EXERCISE PROMPT:
Your output is the lines from the first one to the one containing "shrink-0 border-b border-[#7d8a8e]", repeated exactly, with images left out.

SUPPLIED INFORMATION:
%%

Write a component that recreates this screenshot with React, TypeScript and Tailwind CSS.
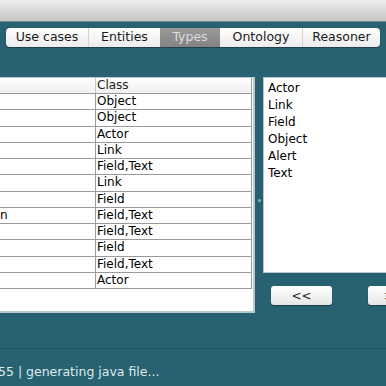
const tabs = ["Use cases", "Entities", "Types", "Ontology", "Reasoner"];

const rows: { name: string; cls: string }[] = [
  { name: "", cls: "Object" },
  { name: "", cls: "Object" },
  { name: "", cls: "Actor" },
  { name: "", cls: "Link" },
  { name: "", cls: "Field,Text" },
  { name: "", cls: "Link" },
  { name: "", cls: "Field" },
  { name: "n", cls: "Field,Text" },
  { name: "", cls: "Field,Text" },
  { name: "", cls: "Field" },
  { name: "", cls: "Field,Text" },
  { name: "", cls: "Actor" },
];

const types = ["Actor", "Link", "Field", "Object", "Alert", "Text"];

export default function App() {
  return (
    <div
      className="flex h-[386px] w-[386px] flex-col overflow-hidden bg-[#286171] text-[12px] text-black"
      style={{ fontFamily: '"DejaVu Sans", sans-serif' }}
    >
      {/* window chrome */}
      <div className="h-[22px] shrink-0 border-b border-[#7d8a8e] bg-gradient-to-b from-[#eeeeee] to-[#c6c6c6]" />

      {/* tabs */}
      <div className="flex shrink-0 pl-[6px] pt-[6px]">
        <div className="flex h-[19px] w-[374px] overflow-hidden rounded-[4px] bg-gradient-to-b from-white to-[#ececec] text-[12.5px] shadow-[0_1px_1px_rgba(0,0,0,0.35)]">
          {tabs.map((t, i) => {
            const active = t === "Types";
            const widths = ["w-[82px]", "w-[72px]", "w-[60px]", "w-[82px]", "w-[78px]"];
            return (
              <div
                key={t}
                className={`flex items-center justify-center leading-none ${widths[i]} ${
                  active
                    ? "bg-gradient-to-b from-[#9a9a9a] to-[#838383] text-[#dcdcdc]"
                    : "text-[#1a1a1a]"
                } ${i > 0 && !active && tabs[i - 1] !== "Types" ? "border-l border-[#d4d4d4]" : ""}`}
              >
                {t}
              </div>
            );
          })}
        </div>
      </div>

      {/* content */}
      <div className="mt-[30px] flex shrink-0">
        <div className="h-[236px] w-[255px] shrink-0 border-r-2 border-b-2 border-t border-[#b5c9ce] bg-white">
          <div className="w-[252px] border-r border-[#9a9a9a]">
            <div className="flex h-[16px] border-b border-[#9a9a9a] bg-gradient-to-b from-white to-[#f0f0f0] leading-[15px] text-[#222]">
              <div className="w-[96px] border-r border-[#c8c8c8]" />
              <div className="pl-[1px]">Class</div>
            </div>
            {rows.map((r, i) => (
              <div key={i} className="flex h-[16.25px] border-b border-[#9a9a9a] leading-[15px]">
                <div className="w-[96px] overflow-hidden border-r border-[#9a9a9a]">{r.name}</div>
                <div className="pl-[1px]">{r.cls}</div>
              </div>
            ))}
          </div>
        </div>

        <div className="flex w-[8px] shrink-0 items-center justify-center pt-[10px]">
          <div className="h-[3px] w-[3px] rounded-full bg-[#8fb0b8]" />
        </div>

        <div className="flex min-w-0 flex-1 flex-col">
          <div className="h-[196px] border border-r-0 border-[#b5c9ce] bg-white pl-[4px] pt-[2px]">
            {types.map((t) => (
              <div key={t} className="h-[17px] leading-[17px]">
                {t}
              </div>
            ))}
          </div>
          <div className="mt-[13px] flex">
            <div className="ml-[8px] flex h-[19px] w-[61px] shrink-0 items-center justify-center rounded-[3px] bg-gradient-to-b from-white to-[#e6e6e6] text-[#222] shadow-[0_1px_1px_rgba(0,0,0,0.35)]">
              &lt;&lt;
            </div>
            <div className="ml-[36px] flex h-[19px] w-[61px] shrink-0 items-center justify-start rounded-[3px] bg-gradient-to-b from-white to-[#e6e6e6] pl-[16px] text-[#222] shadow-[0_1px_1px_rgba(0,0,0,0.35)]">
              &gt;&gt;
            </div>
          </div>
        </div>
      </div>

      {/* status */}
      <div className="mt-[35px] shrink-0 border-t border-[#1f5361] pt-[16px] text-[12.5px] leading-[14px] text-[#dfeaec]">
        <div className="-ml-[2px] whitespace-nowrap">55 | generating java file...</div>
      </div>
    </div>
  );
}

%%

EXERCISE ANSWER:
Write a component that recreates this screenshot with React, TypeScript and Tailwind CSS.
const tabs = ["Use cases", "Entities", "Types", "Ontology", "Reasoner"];

const rows: { name: string; cls: string }[] = [
  { name: "", cls: "Object" },
  { name: "", cls: "Object" },
  { name: "", cls: "Actor" },
  { name: "", cls: "Link" },
  { name: "", cls: "Field,Text" },
  { name: "", cls: "Link" },
  { name: "", cls: "Field" },
  { name: "n", cls: "Field,Text" },
  { name: "", cls: "Field,Text" },
  { name: "", cls: "Field" },
  { name: "", cls: "Field,Text" },
  { name: "", cls: "Actor" },
];

const types = ["Actor", "Link", "Field", "Object", "Alert", "Text"];

export default function App() {
  return (
    <div
      className="flex h-[386px] w-[386px] flex-col overflow-hidden bg-[#286171] text-[12px] text-black"
      style={{ fontFamily: '"DejaVu Sans", sans-serif' }}
    >
      {/* window chrome */}
      <div className="h-[22px] shrink-0 border-b border-[#7d8a8e] bg-gradient-to-b from-[#eeeeee] to-[#c6c6c6]" />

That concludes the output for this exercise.